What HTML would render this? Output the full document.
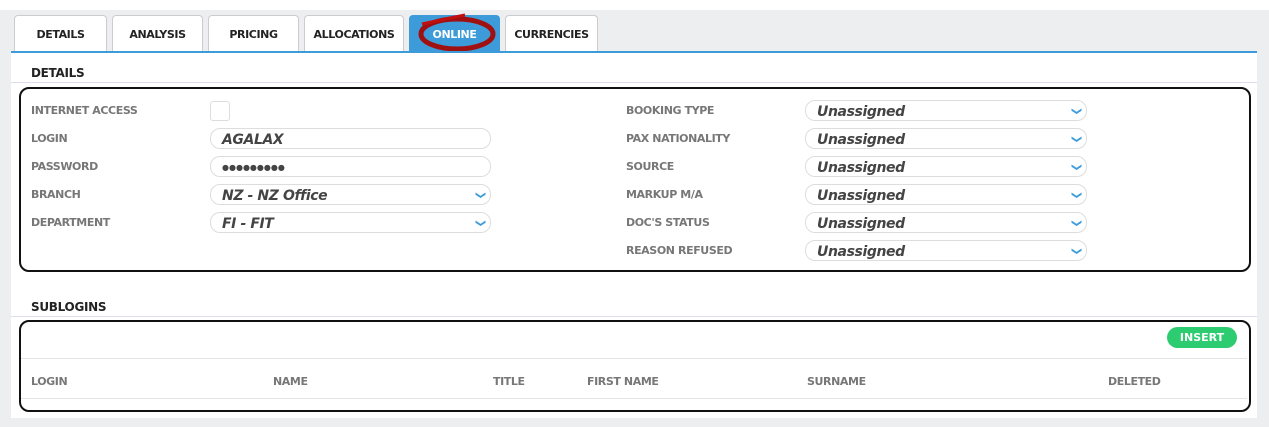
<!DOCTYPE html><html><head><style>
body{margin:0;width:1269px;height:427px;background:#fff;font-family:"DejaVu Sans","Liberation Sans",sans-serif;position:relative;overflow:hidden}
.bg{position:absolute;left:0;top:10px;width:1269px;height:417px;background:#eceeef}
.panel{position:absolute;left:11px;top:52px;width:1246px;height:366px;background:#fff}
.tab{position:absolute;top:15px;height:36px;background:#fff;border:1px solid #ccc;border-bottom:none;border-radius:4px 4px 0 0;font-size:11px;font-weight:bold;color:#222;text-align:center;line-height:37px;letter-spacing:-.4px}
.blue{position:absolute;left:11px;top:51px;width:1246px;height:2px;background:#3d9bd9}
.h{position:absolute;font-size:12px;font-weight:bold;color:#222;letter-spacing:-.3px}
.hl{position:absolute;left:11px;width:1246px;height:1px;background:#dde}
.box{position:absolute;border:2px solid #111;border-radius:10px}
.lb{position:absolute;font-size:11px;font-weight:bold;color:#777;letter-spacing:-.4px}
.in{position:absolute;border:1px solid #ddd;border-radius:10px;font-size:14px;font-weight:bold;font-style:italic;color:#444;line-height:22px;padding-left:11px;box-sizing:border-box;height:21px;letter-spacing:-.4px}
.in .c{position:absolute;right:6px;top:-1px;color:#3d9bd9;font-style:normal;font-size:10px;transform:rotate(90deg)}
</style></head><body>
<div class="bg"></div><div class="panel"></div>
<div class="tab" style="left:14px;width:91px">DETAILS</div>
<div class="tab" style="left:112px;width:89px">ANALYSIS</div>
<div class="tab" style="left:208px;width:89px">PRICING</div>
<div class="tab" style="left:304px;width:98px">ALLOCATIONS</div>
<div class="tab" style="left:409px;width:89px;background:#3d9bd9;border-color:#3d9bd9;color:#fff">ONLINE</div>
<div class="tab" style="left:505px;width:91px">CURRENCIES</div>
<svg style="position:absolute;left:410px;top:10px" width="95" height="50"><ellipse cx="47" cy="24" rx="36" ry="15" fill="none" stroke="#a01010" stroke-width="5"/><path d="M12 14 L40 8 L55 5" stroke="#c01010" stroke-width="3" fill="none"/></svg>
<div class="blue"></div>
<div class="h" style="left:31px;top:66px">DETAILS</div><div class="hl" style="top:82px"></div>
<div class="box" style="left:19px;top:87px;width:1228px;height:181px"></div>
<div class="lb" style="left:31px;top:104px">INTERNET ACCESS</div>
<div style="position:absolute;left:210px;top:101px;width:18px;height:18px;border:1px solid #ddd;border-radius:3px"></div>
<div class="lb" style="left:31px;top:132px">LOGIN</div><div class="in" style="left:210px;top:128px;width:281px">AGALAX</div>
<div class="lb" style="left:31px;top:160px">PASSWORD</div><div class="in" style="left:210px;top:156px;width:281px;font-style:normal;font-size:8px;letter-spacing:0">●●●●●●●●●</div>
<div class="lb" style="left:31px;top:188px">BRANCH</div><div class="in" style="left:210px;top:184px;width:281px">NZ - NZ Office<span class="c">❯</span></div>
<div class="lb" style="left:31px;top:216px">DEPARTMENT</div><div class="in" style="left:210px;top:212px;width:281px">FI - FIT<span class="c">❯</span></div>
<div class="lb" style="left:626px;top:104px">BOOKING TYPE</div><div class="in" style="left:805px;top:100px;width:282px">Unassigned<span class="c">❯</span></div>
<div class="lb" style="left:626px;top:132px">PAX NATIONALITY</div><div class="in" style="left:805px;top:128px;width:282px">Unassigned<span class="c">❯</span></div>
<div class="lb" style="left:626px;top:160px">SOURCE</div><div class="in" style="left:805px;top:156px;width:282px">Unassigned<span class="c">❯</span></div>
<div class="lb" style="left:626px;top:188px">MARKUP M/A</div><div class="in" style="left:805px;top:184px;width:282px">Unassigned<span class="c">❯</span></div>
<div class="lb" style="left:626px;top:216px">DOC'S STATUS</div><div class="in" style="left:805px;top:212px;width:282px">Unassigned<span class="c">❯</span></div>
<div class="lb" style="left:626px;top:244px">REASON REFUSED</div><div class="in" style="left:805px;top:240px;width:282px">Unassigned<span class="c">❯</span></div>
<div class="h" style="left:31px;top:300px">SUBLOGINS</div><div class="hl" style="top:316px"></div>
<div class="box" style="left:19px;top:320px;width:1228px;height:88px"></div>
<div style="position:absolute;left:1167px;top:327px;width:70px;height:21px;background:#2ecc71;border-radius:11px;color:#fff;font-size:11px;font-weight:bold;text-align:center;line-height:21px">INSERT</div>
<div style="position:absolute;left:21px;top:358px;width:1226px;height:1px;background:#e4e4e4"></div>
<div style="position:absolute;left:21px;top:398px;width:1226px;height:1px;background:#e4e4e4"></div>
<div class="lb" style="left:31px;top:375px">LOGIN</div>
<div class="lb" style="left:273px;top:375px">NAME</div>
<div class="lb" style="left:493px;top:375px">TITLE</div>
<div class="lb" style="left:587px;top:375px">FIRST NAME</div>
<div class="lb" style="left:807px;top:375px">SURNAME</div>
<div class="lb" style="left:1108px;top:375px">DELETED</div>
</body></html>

==

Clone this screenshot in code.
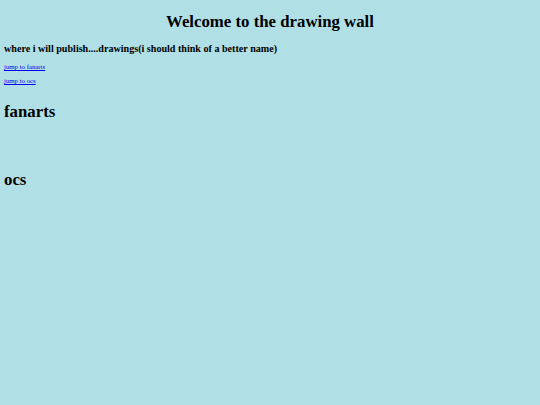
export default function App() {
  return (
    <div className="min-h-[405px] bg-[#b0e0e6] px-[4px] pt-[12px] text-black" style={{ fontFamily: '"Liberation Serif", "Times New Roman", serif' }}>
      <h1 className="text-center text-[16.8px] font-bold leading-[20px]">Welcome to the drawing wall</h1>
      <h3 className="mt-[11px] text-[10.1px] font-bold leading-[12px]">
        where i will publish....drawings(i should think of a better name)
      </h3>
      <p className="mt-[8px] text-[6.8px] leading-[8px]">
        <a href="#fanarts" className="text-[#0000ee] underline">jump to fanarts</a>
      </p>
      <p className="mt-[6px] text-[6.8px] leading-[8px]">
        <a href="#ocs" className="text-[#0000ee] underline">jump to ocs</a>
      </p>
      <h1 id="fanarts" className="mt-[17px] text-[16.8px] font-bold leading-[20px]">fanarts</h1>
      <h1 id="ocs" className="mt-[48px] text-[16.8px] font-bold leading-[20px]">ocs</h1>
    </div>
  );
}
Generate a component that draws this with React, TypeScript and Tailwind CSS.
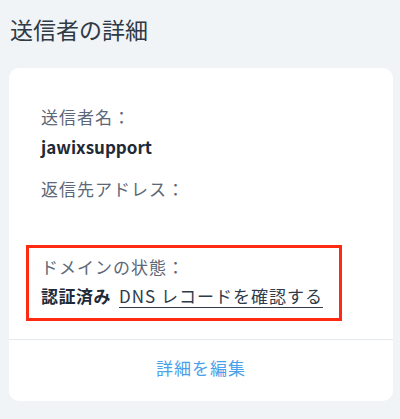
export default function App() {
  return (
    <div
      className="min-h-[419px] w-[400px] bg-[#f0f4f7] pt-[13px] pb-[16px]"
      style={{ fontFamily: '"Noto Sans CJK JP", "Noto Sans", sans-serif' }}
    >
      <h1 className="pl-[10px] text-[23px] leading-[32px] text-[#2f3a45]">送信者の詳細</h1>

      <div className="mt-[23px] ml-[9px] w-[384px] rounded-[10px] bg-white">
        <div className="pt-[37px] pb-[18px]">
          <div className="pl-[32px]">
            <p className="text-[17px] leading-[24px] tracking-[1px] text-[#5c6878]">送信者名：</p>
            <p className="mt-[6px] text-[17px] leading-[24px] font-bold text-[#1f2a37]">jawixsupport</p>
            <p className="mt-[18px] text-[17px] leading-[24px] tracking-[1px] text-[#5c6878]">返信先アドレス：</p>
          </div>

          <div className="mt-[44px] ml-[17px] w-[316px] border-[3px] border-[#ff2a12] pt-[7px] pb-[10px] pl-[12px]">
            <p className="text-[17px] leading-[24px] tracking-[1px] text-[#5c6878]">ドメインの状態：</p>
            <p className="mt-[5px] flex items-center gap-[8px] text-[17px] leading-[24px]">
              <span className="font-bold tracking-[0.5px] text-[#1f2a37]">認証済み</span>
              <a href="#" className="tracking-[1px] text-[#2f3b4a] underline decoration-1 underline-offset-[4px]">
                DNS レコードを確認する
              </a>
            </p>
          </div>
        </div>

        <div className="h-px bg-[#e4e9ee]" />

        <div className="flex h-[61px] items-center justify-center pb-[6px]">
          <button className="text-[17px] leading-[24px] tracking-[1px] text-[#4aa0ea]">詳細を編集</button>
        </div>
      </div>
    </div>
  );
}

# PROBLEM REQUIREMENTS
Scan the listing above for the word "this" and copy every line that holds it.

# PROBLEM SOLUTION
What HTML would render this? Output the full document.
Clone this screenshot in code.
Generate a component that draws this with React, TypeScript and Tailwind CSS.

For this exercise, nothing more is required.